Russia's invasion of Ukraine had sent prices for oil and gas soaring and had a "considerable impact on the high rate of inflation", Destatis said in a statement.

Elevated prices for energy would take a toll on growth in Germany, a panel of the government's economic advisers said, slashing their output forecast for 2022.

The German Council of Economic Experts said it now expected gross domestic product (GDP) to expand by just 1.8 percent year-on-year, down from its previous estimate of 4.6 percent.

The conflict in Ukraine was "drastically worsening the economic outlook," they said in their latest report.

The experts, whose forecasts are closely watched by Chancellor Olaf Scholz's government, said they saw inflation reaching a decades-high peak of 6.1 percent in 2022, with supply chain disruptions adding to the pressure on prices from rising energy costs.

- Russian energy -

The Ukraine conflict has derailed Germany's hopes of finally shaking off the coronavirus pandemic and roaring back to growth.

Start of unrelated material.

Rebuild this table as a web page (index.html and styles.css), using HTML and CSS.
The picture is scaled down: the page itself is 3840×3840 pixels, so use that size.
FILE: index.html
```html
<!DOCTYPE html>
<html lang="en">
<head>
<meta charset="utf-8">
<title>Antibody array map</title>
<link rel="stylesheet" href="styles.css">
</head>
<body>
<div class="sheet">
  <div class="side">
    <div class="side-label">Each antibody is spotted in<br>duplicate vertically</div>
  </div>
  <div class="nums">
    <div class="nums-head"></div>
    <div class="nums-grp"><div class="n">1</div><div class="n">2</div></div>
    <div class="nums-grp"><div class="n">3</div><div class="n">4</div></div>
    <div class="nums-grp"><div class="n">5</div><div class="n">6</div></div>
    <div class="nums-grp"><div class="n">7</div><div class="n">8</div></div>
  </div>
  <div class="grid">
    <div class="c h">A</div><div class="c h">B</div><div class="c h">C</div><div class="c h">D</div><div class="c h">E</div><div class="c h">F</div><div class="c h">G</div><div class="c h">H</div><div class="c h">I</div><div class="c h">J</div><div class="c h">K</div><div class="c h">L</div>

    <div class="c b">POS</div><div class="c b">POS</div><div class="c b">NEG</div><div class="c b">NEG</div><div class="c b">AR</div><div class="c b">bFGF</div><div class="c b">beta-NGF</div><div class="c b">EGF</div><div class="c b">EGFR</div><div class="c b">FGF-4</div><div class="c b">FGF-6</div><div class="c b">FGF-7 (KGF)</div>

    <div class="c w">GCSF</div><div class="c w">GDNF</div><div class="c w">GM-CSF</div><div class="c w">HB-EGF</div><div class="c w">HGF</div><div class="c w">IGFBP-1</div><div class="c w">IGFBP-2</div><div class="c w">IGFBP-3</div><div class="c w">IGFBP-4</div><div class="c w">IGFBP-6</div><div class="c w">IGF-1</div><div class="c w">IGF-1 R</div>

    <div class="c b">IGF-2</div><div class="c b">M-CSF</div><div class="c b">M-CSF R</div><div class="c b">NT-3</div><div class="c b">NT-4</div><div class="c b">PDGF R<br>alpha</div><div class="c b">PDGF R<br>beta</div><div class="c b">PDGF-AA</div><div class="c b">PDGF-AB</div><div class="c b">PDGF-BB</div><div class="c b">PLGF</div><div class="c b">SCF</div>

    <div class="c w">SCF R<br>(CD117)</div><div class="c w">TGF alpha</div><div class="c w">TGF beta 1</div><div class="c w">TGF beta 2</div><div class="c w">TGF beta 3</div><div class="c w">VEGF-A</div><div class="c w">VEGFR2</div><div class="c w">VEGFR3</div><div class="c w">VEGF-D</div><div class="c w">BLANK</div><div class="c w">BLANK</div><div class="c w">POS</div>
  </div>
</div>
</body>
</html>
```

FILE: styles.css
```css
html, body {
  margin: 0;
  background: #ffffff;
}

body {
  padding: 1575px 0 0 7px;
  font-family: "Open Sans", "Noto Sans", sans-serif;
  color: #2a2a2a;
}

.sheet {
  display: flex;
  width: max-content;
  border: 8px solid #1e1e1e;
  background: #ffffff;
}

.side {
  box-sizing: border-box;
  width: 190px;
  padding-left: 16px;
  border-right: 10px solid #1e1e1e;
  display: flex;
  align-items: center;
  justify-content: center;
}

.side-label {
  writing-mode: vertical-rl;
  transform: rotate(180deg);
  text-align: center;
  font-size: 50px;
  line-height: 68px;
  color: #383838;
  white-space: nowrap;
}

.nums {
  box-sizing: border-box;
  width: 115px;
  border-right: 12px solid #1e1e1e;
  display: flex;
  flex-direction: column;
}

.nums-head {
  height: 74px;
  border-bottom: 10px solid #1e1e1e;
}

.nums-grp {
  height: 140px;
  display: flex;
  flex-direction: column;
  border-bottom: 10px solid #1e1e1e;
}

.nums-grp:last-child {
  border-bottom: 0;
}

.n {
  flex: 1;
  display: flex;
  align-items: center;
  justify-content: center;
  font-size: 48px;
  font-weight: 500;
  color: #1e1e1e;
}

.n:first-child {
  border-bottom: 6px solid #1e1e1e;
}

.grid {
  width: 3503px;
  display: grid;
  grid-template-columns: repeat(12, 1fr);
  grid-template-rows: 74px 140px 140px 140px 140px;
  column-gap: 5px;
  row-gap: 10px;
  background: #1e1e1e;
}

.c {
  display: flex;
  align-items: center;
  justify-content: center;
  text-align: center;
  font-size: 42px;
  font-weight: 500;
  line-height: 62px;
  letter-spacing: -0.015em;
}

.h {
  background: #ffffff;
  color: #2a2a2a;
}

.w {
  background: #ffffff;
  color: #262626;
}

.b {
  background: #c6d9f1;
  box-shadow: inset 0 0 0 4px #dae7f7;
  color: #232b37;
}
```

With its export-oriented industries, Germany has been particularly vulnerable to the supply chain bottlenecks and raw material shortages caused by the pandemic, and its recovery has lagged that of other major European economies like France and Italy.

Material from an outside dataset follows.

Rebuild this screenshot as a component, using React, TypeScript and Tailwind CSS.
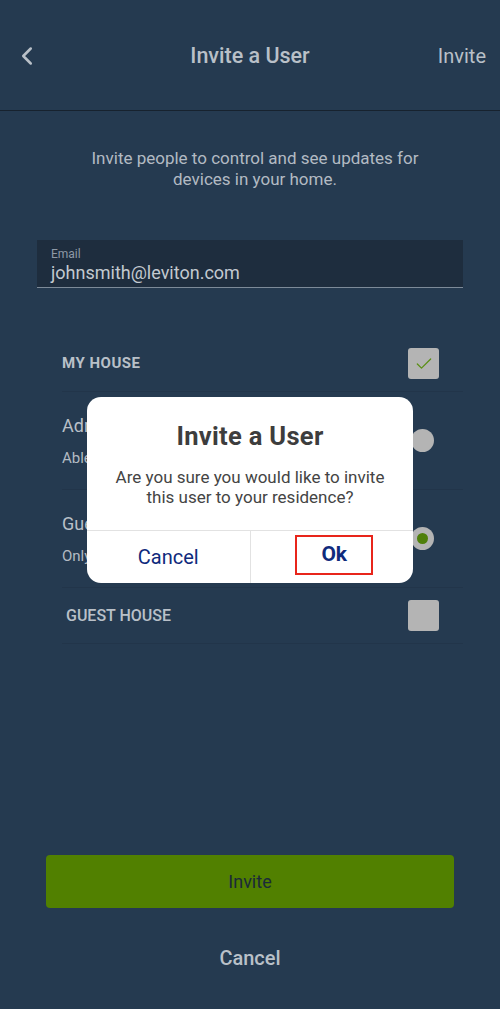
import { ChevronLeft, Check } from "lucide-react"

function Checkbox({ checked }: { checked: boolean }) {
  return (
    <div className="w-[31px] h-[31px] rounded-[3px] bg-[#b4b4b4] flex items-center justify-center">
      {checked ? <Check size={20} strokeWidth={1.5} color="#5a8f14" /> : null}
    </div>
  )
}

function Radio({ on }: { on: boolean }) {
  return (
    <div className="w-[23px] h-[23px] rounded-full bg-[#b4b4b4] flex items-center justify-center">
      {on ? <div className="w-[11px] h-[11px] rounded-full bg-[#4f7f0a]" /> : null}
    </div>
  )
}

function App() {
  return (
    <main
      className="relative w-full h-[1009px] bg-[#253a50] flex flex-col overflow-hidden"
      style={{ fontFamily: "Roboto, 'Liberation Sans', sans-serif" }}
    >
      <header className="h-[111px] shrink-0 border-b border-[#17222e] flex items-center px-[20px] pt-[2px] relative">
        <ChevronLeft size={30} strokeWidth={2} color="#b9c0c8" className="-ml-[8px]" />
        <h1 className="absolute left-0 right-0 text-center text-[21.5px] font-medium text-[#b9c0c8] pointer-events-none">
          Invite a User
        </h1>
        <span className="ml-auto text-[20px] text-[#b9c0c8] -mr-[6px]">Invite</span>
      </header>

      <p className="mt-[37px] ml-[80px] w-[350px] text-center text-[17px] leading-[21px] text-[#b3bac3]">
        Invite people to control and see updates for devices in your home.
      </p>

      <div className="mt-[50px] mx-[37px] h-[48px] bg-[#1e2d3e] border-b border-[#7d8a98] px-[14px] pt-[7px]">
        <div className="text-[12px] leading-[14px] text-[#8e99a6]">Email</div>
        <div className="text-[18px] leading-[24px] text-[#c3c9d0]">johnsmith@leviton.com</div>
      </div>

      <div className="mt-[48px] ml-[62px] mr-[37px] flex flex-col">
        <div className="h-[56px] border-b border-[#22354a] flex items-center justify-between pr-[24px]">
          <span className="text-[15px] font-bold tracking-[0.5px] text-[#b9c0c8]">MY HOUSE</span>
          <Checkbox checked />
        </div>
        <div className="h-[98px] border-b border-[#22354a] flex items-center justify-between pr-[29px]">
          <div className="flex flex-col gap-[8px]">
            <span className="text-[18px] text-[#b9c0c8]">Admin</span>
            <span className="text-[15px] text-[#b3bac3]">Able to control all devices</span>
          </div>
          <Radio on={false} />
        </div>
        <div className="h-[98px] border-b border-[#22354a] flex items-center justify-between pr-[29px]">
          <div className="flex flex-col gap-[8px]">
            <span className="text-[18px] text-[#b9c0c8]">Guest</span>
            <span className="text-[15px] text-[#b3bac3]">Only able to control devices</span>
          </div>
          <Radio on />
        </div>
        <div className="h-[56px] border-b border-[#22354a] flex items-center justify-between pl-[4px] pr-[24px]">
          <span className="text-[16px] font-medium text-[#b9c0c8]">GUEST HOUSE</span>
          <Checkbox checked={false} />
        </div>
      </div>

      <button className="mt-[211px] mx-[46px] h-[53px] rounded-[4px] bg-[#518000] text-[18px] text-[#1b2a3a]">
        Invite
      </button>
      <button className="mt-[35px] mx-auto text-[20px] font-medium text-[#b9c0c8]">Cancel</button>

      <div className="absolute left-[87px] top-[397px] w-[326px] h-[186px] bg-white rounded-[14px] flex flex-col overflow-hidden">
        <h2 className="mt-[24px] text-center text-[25.5px] leading-[30px] font-bold text-[#3d3d3d] tracking-[0.3px]">Invite a User</h2>
        <p className="mt-[16px] px-[28px] text-center text-[17px] leading-[20px] text-[#444]">
          Are you sure you would like to invite this user to your residence?
        </p>
        <div className="mt-auto h-[53px] border-t border-[#e2e2e2] flex">
          <div className="flex-1 flex items-center justify-center text-[20px] text-[#0f2a7c] border-r border-[#e2e2e2]">
            Cancel
          </div>
          <div className="flex-1 flex items-center justify-center pb-[4px]">
            <span className="w-[78px] h-[40px] border-2 border-[#e8251b] flex items-center justify-center text-[21px] font-bold text-[#0f2a7c] ml-[5px]">
              Ok
            </span>
          </div>
        </div>
      </div>
    </main>
  )
}

export default App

"The war is putting additional strain on supply chains already strained by the coronavirus pandemic," said expert panel member Achim Truger.

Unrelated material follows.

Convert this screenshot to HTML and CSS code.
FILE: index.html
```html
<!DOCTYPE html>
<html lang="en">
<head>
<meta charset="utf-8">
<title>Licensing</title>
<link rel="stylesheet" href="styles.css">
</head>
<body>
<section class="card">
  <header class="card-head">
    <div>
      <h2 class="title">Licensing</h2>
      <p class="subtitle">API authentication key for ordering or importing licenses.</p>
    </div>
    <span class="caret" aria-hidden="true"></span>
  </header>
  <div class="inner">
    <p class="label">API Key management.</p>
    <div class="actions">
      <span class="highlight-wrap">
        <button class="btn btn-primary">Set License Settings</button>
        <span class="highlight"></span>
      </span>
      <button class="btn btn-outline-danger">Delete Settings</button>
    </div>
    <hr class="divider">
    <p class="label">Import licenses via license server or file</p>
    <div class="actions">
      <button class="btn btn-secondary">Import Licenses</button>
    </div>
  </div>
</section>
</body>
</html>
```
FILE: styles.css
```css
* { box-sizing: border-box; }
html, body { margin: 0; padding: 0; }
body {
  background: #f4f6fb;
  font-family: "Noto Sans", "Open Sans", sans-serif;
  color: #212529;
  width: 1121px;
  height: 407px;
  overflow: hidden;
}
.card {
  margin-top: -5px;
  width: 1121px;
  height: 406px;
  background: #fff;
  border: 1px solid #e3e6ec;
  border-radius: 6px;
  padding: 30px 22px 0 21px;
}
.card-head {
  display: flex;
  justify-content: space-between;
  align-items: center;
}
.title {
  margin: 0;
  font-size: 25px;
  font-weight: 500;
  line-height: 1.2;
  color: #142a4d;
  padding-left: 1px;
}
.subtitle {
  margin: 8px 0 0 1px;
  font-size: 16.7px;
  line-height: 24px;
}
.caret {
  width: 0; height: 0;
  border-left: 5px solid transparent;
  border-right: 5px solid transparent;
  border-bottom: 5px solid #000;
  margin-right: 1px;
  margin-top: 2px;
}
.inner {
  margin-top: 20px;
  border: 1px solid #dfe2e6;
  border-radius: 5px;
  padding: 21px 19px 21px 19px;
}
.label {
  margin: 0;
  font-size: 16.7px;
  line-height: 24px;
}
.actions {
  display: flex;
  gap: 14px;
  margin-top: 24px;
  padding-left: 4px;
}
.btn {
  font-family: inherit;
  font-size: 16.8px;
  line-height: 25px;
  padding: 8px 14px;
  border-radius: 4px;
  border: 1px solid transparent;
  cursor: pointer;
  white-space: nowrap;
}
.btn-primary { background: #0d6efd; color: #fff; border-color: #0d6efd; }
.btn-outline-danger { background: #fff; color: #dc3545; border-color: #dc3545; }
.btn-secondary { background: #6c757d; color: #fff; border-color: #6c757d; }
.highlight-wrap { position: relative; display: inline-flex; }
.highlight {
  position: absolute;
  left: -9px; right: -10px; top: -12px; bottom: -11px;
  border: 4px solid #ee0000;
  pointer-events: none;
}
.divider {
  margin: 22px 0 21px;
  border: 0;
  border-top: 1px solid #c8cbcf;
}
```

"At the same time, the prices for natural gas and oil, which have risen sharply once again, are weighing on companies and private consumption."

Like many of its neighbours in Europe, Germany is highly reliant on supplies of Russian oil and gas to power its industry and heat its homes.

Berlin has vowed to wean itself off Russian energy in the near future, by turning to suppliers in other countries and accelerating a shift towards renewables.

But Scholz's government has resisted calls at home and abroad to boycott Russian energy, fearing it would have a devastating impact on the economy.

- Government support -

The last time Germany recorded such a high rate of inflation was in the autumn of 1981, when oil prices increased sharply because of the Iran-Iraq war, Destatis said.

In Spain, too, inflation reached a level in March not seen in almost 37 years, jumping to 9.8 percent from 7.6 percent in February.

Inflation was already elevated across the eurozone before the outbreak of the Ukraine conflict, sitting at 5.8 percent in February -- significantly above the European Central Bank's two-percent target.

With the war continuing to put pressure on prices the only way for inflation in Germany was "up" with the possibility the rate could enter "double-digit territory", according to Carsten Brzeski, head of macro at the ING bank.

A survey by the German Ifo institute, also published Wednesday, showed "more and more companies are planning to raise their prices over the next three months".

Consumers have to prepare for "sharp price increases", the Munich-based think tank said, with food retailers in particular expecting rises, as the war drives up the cost of agricultural imports.

Germany's three largest unions, IG Metall, IG BCE and IG BAU, earlier in the week called on the government to provide support for particularly energy intensive industries.

In March, the cost of household energy and motor fuels rose by 39.5 percent year-on-year, according to Destatis, while food prices increased 6.2 percent.